#### Record extracts

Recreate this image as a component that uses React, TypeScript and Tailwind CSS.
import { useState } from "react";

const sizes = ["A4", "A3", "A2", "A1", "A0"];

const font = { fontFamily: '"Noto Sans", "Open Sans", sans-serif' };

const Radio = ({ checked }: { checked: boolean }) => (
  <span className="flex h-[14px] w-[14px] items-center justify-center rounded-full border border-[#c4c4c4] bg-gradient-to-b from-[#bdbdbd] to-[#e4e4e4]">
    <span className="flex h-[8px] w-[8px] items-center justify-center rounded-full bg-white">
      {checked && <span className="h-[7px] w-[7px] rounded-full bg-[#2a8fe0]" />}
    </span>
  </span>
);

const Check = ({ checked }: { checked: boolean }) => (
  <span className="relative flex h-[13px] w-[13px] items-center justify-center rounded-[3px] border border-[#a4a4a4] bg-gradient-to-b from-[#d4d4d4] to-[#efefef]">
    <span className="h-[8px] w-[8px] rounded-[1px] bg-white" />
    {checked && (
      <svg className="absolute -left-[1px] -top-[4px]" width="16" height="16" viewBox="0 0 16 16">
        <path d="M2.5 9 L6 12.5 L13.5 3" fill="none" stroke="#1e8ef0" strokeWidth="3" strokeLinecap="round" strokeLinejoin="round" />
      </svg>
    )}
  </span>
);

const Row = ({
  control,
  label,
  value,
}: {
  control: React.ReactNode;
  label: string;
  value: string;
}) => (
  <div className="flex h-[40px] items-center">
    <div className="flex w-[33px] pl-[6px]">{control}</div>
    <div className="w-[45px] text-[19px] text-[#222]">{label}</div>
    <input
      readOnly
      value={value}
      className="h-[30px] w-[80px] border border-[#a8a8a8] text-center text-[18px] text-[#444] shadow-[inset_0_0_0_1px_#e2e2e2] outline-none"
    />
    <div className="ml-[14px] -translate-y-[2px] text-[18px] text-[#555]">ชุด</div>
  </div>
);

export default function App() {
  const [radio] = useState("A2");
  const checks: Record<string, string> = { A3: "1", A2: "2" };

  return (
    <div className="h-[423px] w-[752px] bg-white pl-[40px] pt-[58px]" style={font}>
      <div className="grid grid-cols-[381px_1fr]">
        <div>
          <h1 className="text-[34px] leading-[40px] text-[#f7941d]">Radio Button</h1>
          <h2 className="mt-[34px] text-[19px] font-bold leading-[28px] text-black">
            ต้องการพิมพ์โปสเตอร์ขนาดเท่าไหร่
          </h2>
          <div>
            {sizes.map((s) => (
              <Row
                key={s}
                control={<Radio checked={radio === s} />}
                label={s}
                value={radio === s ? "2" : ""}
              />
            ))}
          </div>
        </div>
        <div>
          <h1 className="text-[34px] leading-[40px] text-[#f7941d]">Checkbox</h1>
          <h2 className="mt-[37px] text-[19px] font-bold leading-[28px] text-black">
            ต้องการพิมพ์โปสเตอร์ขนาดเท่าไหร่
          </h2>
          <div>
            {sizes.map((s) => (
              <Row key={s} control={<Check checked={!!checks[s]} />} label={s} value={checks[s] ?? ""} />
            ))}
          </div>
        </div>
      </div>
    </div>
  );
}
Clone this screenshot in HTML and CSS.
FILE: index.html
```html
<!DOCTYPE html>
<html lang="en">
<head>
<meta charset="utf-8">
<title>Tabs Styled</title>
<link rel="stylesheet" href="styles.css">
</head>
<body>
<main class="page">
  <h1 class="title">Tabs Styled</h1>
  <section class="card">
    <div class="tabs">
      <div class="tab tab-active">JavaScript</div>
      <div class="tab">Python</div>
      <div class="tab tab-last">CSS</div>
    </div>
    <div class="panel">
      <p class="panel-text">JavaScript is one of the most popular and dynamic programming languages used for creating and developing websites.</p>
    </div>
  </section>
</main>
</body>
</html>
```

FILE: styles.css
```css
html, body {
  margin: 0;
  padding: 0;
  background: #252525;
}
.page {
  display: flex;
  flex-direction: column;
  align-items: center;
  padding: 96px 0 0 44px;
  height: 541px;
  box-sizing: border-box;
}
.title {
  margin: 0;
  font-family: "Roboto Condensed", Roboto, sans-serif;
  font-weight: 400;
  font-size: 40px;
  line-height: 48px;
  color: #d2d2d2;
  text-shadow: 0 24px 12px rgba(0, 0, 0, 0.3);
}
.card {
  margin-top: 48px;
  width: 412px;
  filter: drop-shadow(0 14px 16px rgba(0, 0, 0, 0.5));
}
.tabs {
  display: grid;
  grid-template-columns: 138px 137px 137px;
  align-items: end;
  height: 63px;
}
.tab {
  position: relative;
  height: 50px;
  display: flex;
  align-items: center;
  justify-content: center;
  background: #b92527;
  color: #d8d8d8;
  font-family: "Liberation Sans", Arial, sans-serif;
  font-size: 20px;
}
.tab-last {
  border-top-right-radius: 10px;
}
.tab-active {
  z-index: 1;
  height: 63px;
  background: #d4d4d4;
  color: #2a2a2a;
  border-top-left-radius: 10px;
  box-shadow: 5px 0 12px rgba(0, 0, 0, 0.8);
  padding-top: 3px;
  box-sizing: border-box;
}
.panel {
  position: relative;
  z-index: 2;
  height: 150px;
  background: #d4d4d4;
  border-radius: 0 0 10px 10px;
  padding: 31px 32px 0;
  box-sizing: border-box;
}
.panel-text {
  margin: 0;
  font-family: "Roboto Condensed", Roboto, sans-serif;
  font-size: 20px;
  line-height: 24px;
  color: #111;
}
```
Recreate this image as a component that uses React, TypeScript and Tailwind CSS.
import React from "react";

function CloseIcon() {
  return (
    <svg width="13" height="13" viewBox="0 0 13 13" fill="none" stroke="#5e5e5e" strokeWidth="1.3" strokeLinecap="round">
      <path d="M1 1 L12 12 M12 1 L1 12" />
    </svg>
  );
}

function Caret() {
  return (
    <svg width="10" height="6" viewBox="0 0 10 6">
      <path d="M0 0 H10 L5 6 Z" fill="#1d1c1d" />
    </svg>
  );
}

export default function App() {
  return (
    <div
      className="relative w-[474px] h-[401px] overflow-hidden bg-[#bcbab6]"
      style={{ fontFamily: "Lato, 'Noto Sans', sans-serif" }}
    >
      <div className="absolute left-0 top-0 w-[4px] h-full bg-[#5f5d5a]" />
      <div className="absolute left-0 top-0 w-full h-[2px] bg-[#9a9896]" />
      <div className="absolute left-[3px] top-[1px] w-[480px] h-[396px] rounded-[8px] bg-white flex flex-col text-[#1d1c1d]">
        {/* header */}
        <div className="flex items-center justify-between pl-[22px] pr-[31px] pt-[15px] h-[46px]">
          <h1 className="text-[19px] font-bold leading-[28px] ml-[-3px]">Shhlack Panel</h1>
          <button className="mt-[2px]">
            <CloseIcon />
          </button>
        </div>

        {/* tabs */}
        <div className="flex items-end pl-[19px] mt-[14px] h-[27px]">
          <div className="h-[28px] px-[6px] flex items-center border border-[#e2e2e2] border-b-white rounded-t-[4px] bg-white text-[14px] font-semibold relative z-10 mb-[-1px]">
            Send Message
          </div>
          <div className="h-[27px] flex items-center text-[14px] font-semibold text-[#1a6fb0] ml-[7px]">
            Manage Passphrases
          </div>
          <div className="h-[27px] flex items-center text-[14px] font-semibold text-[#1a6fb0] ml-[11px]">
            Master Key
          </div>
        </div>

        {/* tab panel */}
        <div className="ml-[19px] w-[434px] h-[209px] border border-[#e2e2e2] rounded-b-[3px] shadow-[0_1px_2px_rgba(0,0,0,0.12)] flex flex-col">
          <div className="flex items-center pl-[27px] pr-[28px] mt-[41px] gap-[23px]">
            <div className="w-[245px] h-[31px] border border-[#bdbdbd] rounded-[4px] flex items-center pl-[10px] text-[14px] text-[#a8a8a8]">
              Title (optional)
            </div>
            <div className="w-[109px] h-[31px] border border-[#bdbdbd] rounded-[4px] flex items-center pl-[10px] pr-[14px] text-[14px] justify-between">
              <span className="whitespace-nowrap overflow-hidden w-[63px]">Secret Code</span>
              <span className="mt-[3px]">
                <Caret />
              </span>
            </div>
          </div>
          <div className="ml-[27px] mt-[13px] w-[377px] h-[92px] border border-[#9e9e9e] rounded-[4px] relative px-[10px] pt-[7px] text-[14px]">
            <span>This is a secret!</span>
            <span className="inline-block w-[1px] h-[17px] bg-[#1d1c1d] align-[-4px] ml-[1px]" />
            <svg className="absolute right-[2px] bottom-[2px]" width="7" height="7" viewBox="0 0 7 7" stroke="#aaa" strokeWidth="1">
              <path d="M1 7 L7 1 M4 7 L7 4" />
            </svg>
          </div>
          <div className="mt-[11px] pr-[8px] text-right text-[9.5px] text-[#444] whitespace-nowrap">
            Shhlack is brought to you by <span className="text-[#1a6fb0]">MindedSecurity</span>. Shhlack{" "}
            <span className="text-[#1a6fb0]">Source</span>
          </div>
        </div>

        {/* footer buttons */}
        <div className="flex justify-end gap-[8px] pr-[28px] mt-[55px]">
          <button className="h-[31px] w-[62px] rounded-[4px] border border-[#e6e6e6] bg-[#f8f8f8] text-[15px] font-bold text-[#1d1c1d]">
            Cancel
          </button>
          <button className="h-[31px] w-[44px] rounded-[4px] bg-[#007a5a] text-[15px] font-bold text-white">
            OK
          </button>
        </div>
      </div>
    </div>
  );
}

########

*Written request*.
Please copy, word for word, every line from the first line of the records through the line containing "const checks: Record<string, string>", with both of those lines included and nothing else.

*Correct output*.
Recreate this image as a component that uses React, TypeScript and Tailwind CSS.
import { useState } from "react";

const sizes = ["A4", "A3", "A2", "A1", "A0"];

const font = { fontFamily: '"Noto Sans", "Open Sans", sans-serif' };

const Radio = ({ checked }: { checked: boolean }) => (
  <span className="flex h-[14px] w-[14px] items-center justify-center rounded-full border border-[#c4c4c4] bg-gradient-to-b from-[#bdbdbd] to-[#e4e4e4]">
    <span className="flex h-[8px] w-[8px] items-center justify-center rounded-full bg-white">
      {checked && <span className="h-[7px] w-[7px] rounded-full bg-[#2a8fe0]" />}
    </span>
  </span>
);

const Check = ({ checked }: { checked: boolean }) => (
  <span className="relative flex h-[13px] w-[13px] items-center justify-center rounded-[3px] border border-[#a4a4a4] bg-gradient-to-b from-[#d4d4d4] to-[#efefef]">
    <span className="h-[8px] w-[8px] rounded-[1px] bg-white" />
    {checked && (
      <svg className="absolute -left-[1px] -top-[4px]" width="16" height="16" viewBox="0 0 16 16">
        <path d="M2.5 9 L6 12.5 L13.5 3" fill="none" stroke="#1e8ef0" strokeWidth="3" strokeLinecap="round" strokeLinejoin="round" />
      </svg>
    )}
  </span>
);

const Row = ({
  control,
  label,
  value,
}: {
  control: React.ReactNode;
  label: string;
  value: string;
}) => (
  <div className="flex h-[40px] items-center">
    <div className="flex w-[33px] pl-[6px]">{control}</div>
    <div className="w-[45px] text-[19px] text-[#222]">{label}</div>
    <input
      readOnly
      value={value}
      className="h-[30px] w-[80px] border border-[#a8a8a8] text-center text-[18px] text-[#444] shadow-[inset_0_0_0_1px_#e2e2e2] outline-none"
    />
    <div className="ml-[14px] -translate-y-[2px] text-[18px] text-[#555]">ชุด</div>
  </div>
);

export default function App() {
  const [radio] = useState("A2");
  const checks: Record<string, string> = { A3: "1", A2: "2" };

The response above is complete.